Es gibt noch einen zweiten Generalverdacht gegen die in Deutschland lebenden muslimischen Türken: Viele seien glühende Anhänger des türkischen Staatspräsidenten Erdogan, würden seit Jahren die Vorzüge des demokratischen Deutschlands genießen, aber trotzdem einen Autokraten unterstützen.
"Einige Tage nach dem Verfassungsreferendum in der Türkei war ich bei meinem deutschen Hausarzt, den ich schon lange kenne. Er begrüßte mich gar nicht, sondern fragte mich nur: Ja oder Nein?", erinnert sich Yildiz. Der Politiker verstand erst gar nicht, dass sein Arzt auf die Abstimmung über das von Erdogan gewünschte Präsidialsystem abzielte. "Ich habe ihm gesagt, dass ich gar nicht abstimmen konnte, weil ich deutscher Staatsbürger bin. Und dass er mich das nächste Mal doch bitte erst begrüßen soll."
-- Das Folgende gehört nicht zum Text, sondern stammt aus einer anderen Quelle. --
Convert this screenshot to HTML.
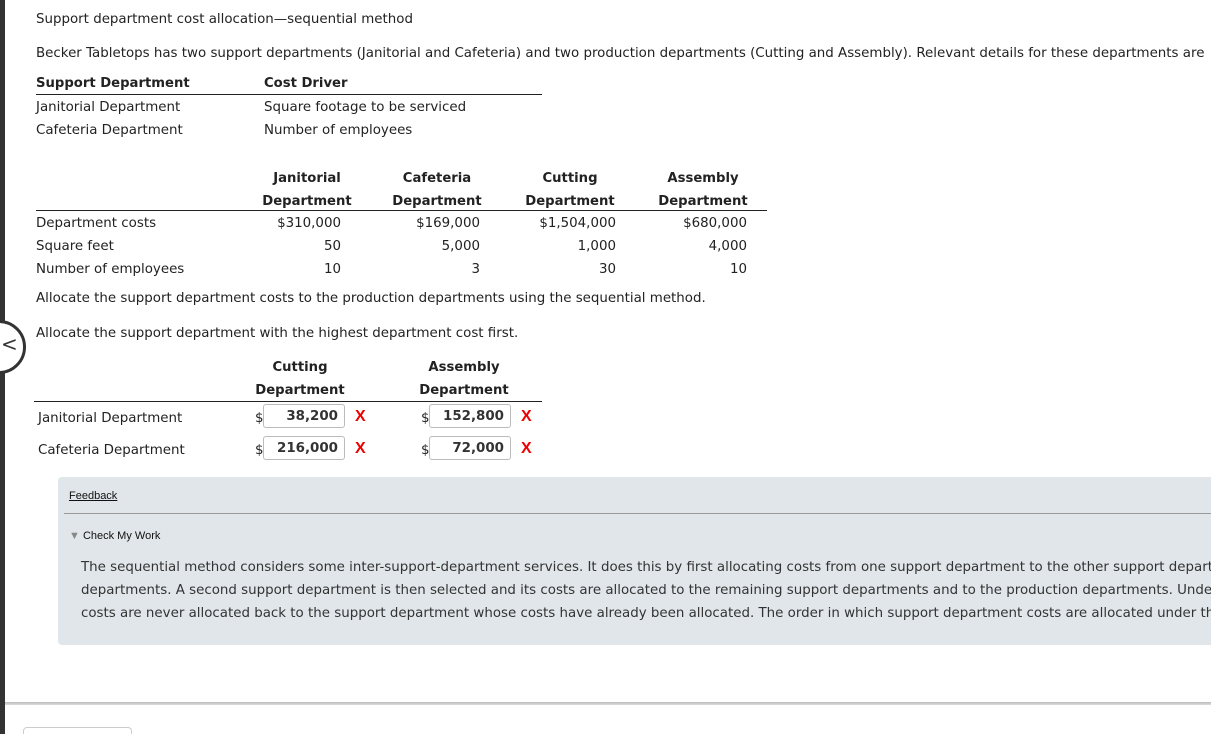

Teilweise gestörtes Verhältnis zu den Medien
Mustafa Ocak, Vorstandsvorsitzender der Türkisch Islamischen Gemeinde zu Bonn DiTiB, spart aber auch nicht mit Kritik an den eigenen Reihen: "Wir müssen mehr mit den Medien sprechen und auch auf sie zugehen. Da sind wir auch ein wenig in der Bringschuld." Viele scheinen sich zurück zu ziehen, weil sie sich von den Medien ungerecht behandelt fühlen. Das zeigte sich auch bei den Recherchen für diesen Artikel: Auf eine Interview-Anfrage der Deutschen Welle hatten andere Moscheen in Bonn und Köln zum Beispiel erst gar nicht reagiert.
Eine Lösung könne zum Beispiel ein verstärkter interreligiöser Dialog sein, sagt Yildiz. Er engagiert sich seit Jahren in einer Initiative in Bonn, die versucht, Muslime und Christen miteinander ins Gespräch zu bringen. "In letzter Zeit kamen zu unseren Treffen aber nur 20, 30 Leute, das ist einfach zu wenig." Und so sei es auch auf der großen politischen Bühne: Zu wenige vernünftige Menschen engagierten sich für das Miteinander, meldeten sich nach Anschlägen wie in Münster und den Anschuldigungen gegen die Muslime zu Wort, kritisiert Yildiz: "Eine Solidarität über alle Religionsgrenzen hinweg, von Christen und Muslimen, muss sichtbarer werden. Man muss diese Anschuldigungen verachten und sich deutlicher dagegen wehren."